Tex-Mex beef burritos



Ingredients 14
Servings 6
Time

Ingredients

  • 5
    ml
    chilli powder
  • 5
    ml
    ground cumin
  • 1
    clove garlic, crushed
  • 30
    ml
    olive oil
  • 45
    ml
    lime juice
  • 750
    g
    rump steak
  • 2
    ml
    salt
  • 410
    g
    black beans or red kidney beans, drained
  • 2
    ripe tomatoes, diced
  • 45
    ml
    chopped onion
  • 2
    chillies, diced
  • 1
    small avocado pear, peeled, stoned and chopped
  • 6
    tortillas
  • 65
    ml
    chopped coriander
 

Method

 
In a small bowl, whisk chilli powder, cumin, garlic, oil and 15 ml (1 tbsp) lime juice. Pour over steak (cut into 3 pieces) and marinate for up to 2 hours. Combine 15 ml (1 tbsp) lime juice, salt, beans, tomatoes, onion and chillies, set aside. Preheat a grilling pan.
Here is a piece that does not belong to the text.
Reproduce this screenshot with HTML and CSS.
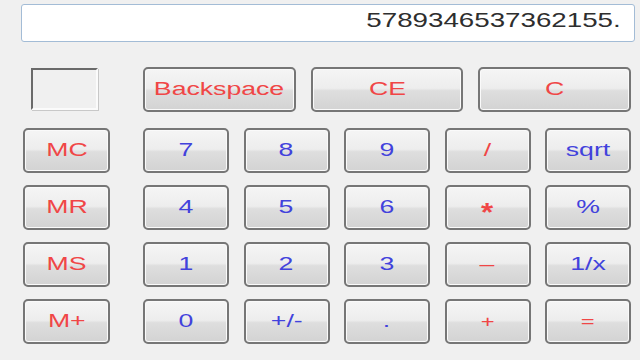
FILE: index.html
```html
<!DOCTYPE html>
<html lang="en">
<head>
<meta charset="UTF-8">
<title>Calculator</title>
<link rel="stylesheet" href="styles.css">
</head>
<body>
<div class="calc">
<div class="display"><span>5789346537362155.</span></div>

<div class="top-row">
<div class="mem-cell"><div class="mem"></div></div>
<div class="wide-keys">
<button class="key red"><span>Backspace</span></button>
<button class="key red"><span>CE</span></button>
<button class="key red"><span>C</span></button>
</div>
</div>

<div class="rows">
<div class="side">
<button class="key red"><span>MC</span></button>
<button class="key red"><span>MR</span></button>
<button class="key red"><span>MS</span></button>
<button class="key red"><span>M+</span></button>
</div>
<div class="grid">
<button class="key blue"><span>7</span></button>
<button class="key blue"><span>8</span></button>
<button class="key blue"><span>9</span></button>
<button class="key red"><span>/</span></button>
<button class="key blue"><span>sqrt</span></button>

<button class="key blue"><span>4</span></button>
<button class="key blue"><span>5</span></button>
<button class="key blue"><span>6</span></button>
<button class="key red star"><span>*</span></button>
<button class="key blue"><span>%</span></button>

<button class="key blue"><span>1</span></button>
<button class="key blue"><span>2</span></button>
<button class="key blue"><span>3</span></button>
<button class="key red"><span>&ndash;</span></button>
<button class="key blue"><span>1/x</span></button>

<button class="key blue"><span>0</span></button>
<button class="key blue"><span>+/-</span></button>
<button class="key blue"><span>.</span></button>
<button class="key red small"><span>+</span></button>
<button class="key red small"><span>=</span></button>
</div>
</div>
</div>
</body>
</html>
```

FILE: styles.css
```css
body {
margin: 0;
background: #f0f0f0;
font-family: "Liberation Sans", Arial, sans-serif;
}
.calc {
padding: 4px 0 0 21px;
}
.display {
box-sizing: border-box;
width: 614px;
height: 38px;
border: 1px solid #a3bcd6;
border-radius: 3px;
background: #fff;
display: flex;
justify-content: flex-end;
align-items: center;
padding: 0 13px 6px 0;
font-size: 21px;
color: #2e2e2e;
}
.display span {
display: inline-block;
transform: scaleX(1.32);
transform-origin: right center;
}
.top-row {
display: flex;
gap: 33px;
margin: 25px 0 0 2px;
height: 45px;
}
.mem-cell {
width: 87px;
padding: 1px 0 0 8px;
box-sizing: border-box;
}
.mem {
box-sizing: border-box;
width: 67px;
height: 42px;
border: 2px solid;
border-color: #6a6a6a #fbfbfb #fbfbfb #6a6a6a;
box-shadow: 1px 1px 0 #c8c8c8;
background: #f0f0f0;
}
.wide-keys {
display: flex;
gap: 15px;
width: 488px;
}
.wide-keys .key {
flex: 1;
}
.rows {
display: flex;
gap: 33px;
margin: 16px 0 0 2px;
}
.side {
width: 87px;
display: flex;
flex-direction: column;
gap: 12px;
}
.grid {
display: grid;
grid-template-columns: repeat(5, 86px);
column-gap: 14.5px;
row-gap: 12px;
}
.key {
box-sizing: border-box;
height: 45px;
padding: 0;
border: 2px solid #767676;
border-radius: 5px;
background: linear-gradient(#f5f5f5 0%, #ededed 47%, #dedede 53%, #d3d3d3 100%);
box-shadow: inset 0 0 0 1px #fafafa;
font-family: "Liberation Sans", Arial, sans-serif;
font-size: 18px;
display: flex;
align-items: center;
justify-content: center;
}
.key span {
display: inline-block;
transform: scaleX(1.48);
}
.red {
color: #f04646;
}
.blue {
color: #4242dc;
}
.star span {
font-size: 26px;
font-weight: bold;
transform: translateY(5px) scaleX(1.2);
}
.small span {
font-size: 16px;
}
```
Remove steak from marinade and cook for 2 to 3 minutes a side (medium rare) or 3 to 4 minutes (medium). Remove and place on a plate. Toss avocado cubes in remaining lime juice. Heat tortillas in oven at 180 ºC for about 5 minutes. Cut steak into thin lengthways slices, across the grain. Place on a large serving platter with warmed tortillas, black bean mixture (salsa), cubed avocado and coriander. Guests fill and roll up tortillas at the table.